Why Your Database Triggers Fire More Often Than You Think: The Hidden Cost of Row-Level Triggers

Triggers run in alphabetical order. Did you know?

engineering · Curiosity

Database triggers feel like magic when you add them. They appear to fire "automatically" in response to data changes, with no application code involvement. This is exactly what makes them dangerous to reason about. The trigger runs invisibly, outside the stack trace you are reading, and the only way to discover its cost is to look for it explicitly.

This post is about three things developers routinely get wrong about triggers: when they fire, what order they fire in, and why the cost is invisible in the tools you are already using.

BEFORE vs AFTER

A trigger is either BEFORE or AFTER, relative to the row modification it fires on. The difference is not just timing — it determines what you can do inside the trigger function.

A BEFORE trigger fires before the row is written.
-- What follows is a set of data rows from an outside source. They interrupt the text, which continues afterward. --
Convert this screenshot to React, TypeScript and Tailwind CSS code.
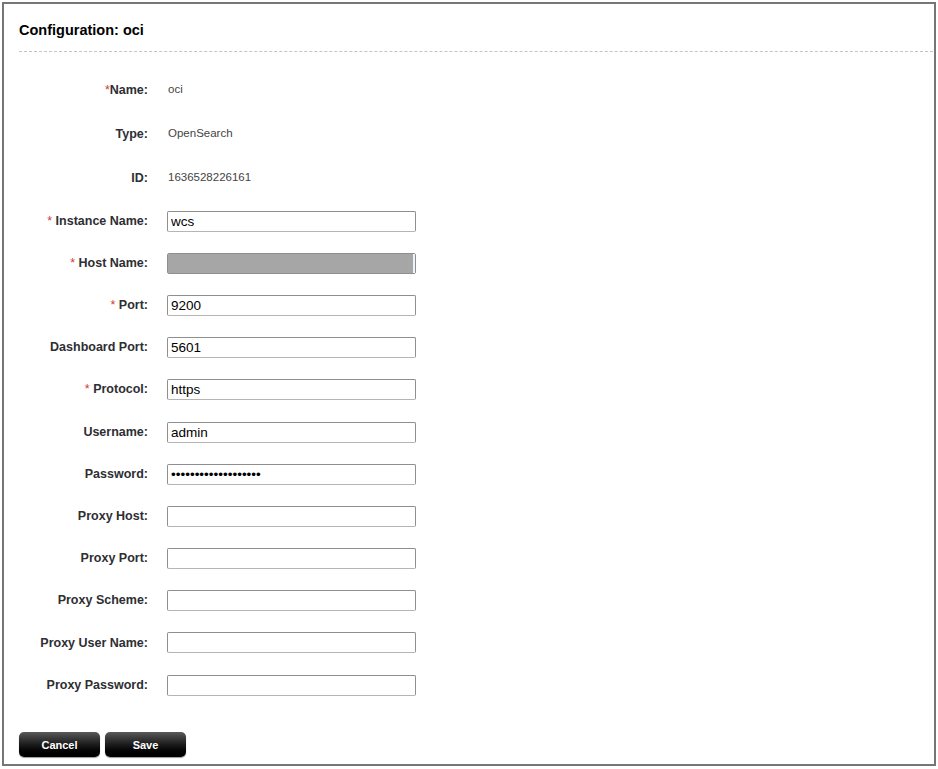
import React from 'react';

interface Field {
    label: string;
    required?: boolean;
    value?: string;
    type?: 'text' | 'password';
    redacted?: boolean;
}

const infoRows: { label: string; value: string; required?: boolean }[] = [
    { label: 'Name:', value: 'oci', required: true },
    { label: 'Type:', value: 'OpenSearch' },
    { label: 'ID:', value: '1636528226161' },
];

const fields: Field[] = [
    { label: 'Instance Name:', required: true, value: 'wcs' },
    { label: 'Host Name:', required: true, redacted: true },
    { label: 'Port:', required: true, value: '9200' },
    { label: 'Dashboard Port:', value: '5601' },
    { label: 'Protocol:', required: true, value: 'https' },
    { label: 'Username:', value: 'admin' },
    { label: 'Password:', value: 'xxxxxxxxxxxxxxxxxxx', type: 'password' },
    { label: 'Proxy Host:' },
    { label: 'Proxy Port:' },
    { label: 'Proxy Scheme:' },
    { label: 'Proxy User Name:' },
    { label: 'Proxy Password:' },
];

const font = { fontFamily: '"Liberation Sans", Arial, sans-serif' };

function Button({ children }: { children: React.ReactNode }) {
    return (
        <button className="w-[81px] h-[25px] rounded-[5px] bg-gradient-to-b from-[#5a5a5a] via-[#1c1c1c] to-[#000] text-white font-bold text-[11px] shadow-[0_1px_1px_#9a9a9a]">
            {children}
        </button>
    );
}

export default function App() {
    return (
        <div className="p-[2px] bg-white text-[#2e2e33]" style={font}>
            <div className="border-2 border-[#767676] h-[764px] w-[934px] flex flex-col">
                {/* Header */}
                <h2 className="pt-[18px] pl-[15px] text-[14.5px] leading-[16px] font-bold text-black mb-[13px]">
                    Configuration: oci
                </h2>
                <div className="ml-[15px] mr-[1px] border-t border-dashed border-[#c4c4c4]"></div>

                {/* Form */}
                <div className="pt-[16px] flex flex-col">
                    {infoRows.map((row) => (
                        <div key={row.label} className="h-[44px] flex items-center">
                            <div className="w-[144px] text-right text-[12.5px] font-bold">
                                {row.required && <span className="text-[#cc3a3a] font-normal">*</span>}
                                {row.label}
                            </div>
                            <div className="ml-[20px] text-[11.5px] text-[#444]">{row.value}</div>
                        </div>
                    ))}

                    {fields.map((f) => (
                        <div key={f.label} className="h-[42.2px] flex items-center">
                            <div className="w-[144px] text-right text-[12.5px] font-bold">
                                {f.required && <span className="text-[#cc3a3a] font-normal">* </span>}
                                {f.label}
                            </div>
                            {f.redacted ? (
                                <div className="ml-[19px] w-[249px] h-[21px] border border-[#8f8f8f] rounded-[2px] flex">
                                    <div className="flex-1 bg-[#a6a6a6]"></div>
                                    <div className="w-[2px] bg-[#eef2fa]"></div>
                                </div>
                            ) : (
                                <input
                                    readOnly
                                    type={f.type ?? 'text'}
                                    value={f.value ?? ''}
                                    className="ml-[19px] w-[249px] h-[21px] border border-[#8f8f8f] border-b-[#b5b5b5] rounded-[2px] px-[3px] text-[13.5px] text-black outline-none"
                                    style={font}
                                />
                            )}
                        </div>
                    ))}
                </div>

                {/* Actions */}
                <div className="mt-[26px] ml-[15px] flex gap-[5px]">
                    <Button>Cancel</Button>
                    <Button>Save</Button>
                </div>
            </div>
        </div>
    );
}
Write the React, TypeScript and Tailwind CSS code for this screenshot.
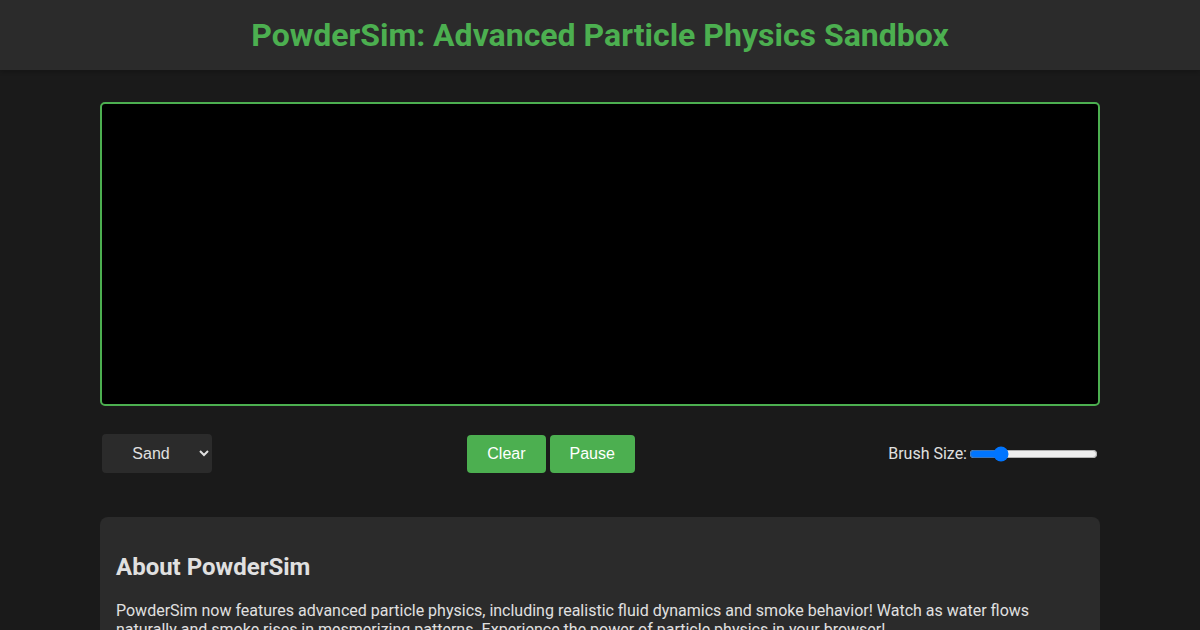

This means:

  • In a BEFORE trigger function, NEW contains the proposed new row values.
  • The trigger function can modify NEW and return the modified row, effectively changing what gets written to the table.
  • The trigger function can return NULL to cancel the row modification entirely.

An AFTER trigger fires after the row is written and after the effects of the change are visible within the transaction. This means:

  • The change has already happened. You cannot cancel it by returning NULL.
  • If you need to propagate the change to another table, use an AFTER trigger.
  • Statement-level AFTER triggers fire after all row modifications in the statement are complete.

The practical implication: use BEFORE for data validation and transformation; use AFTER for side effects like maintaining a summary table or logging to an audit trail.

Per-Row vs Per-Statement

This is where most developers get surprised.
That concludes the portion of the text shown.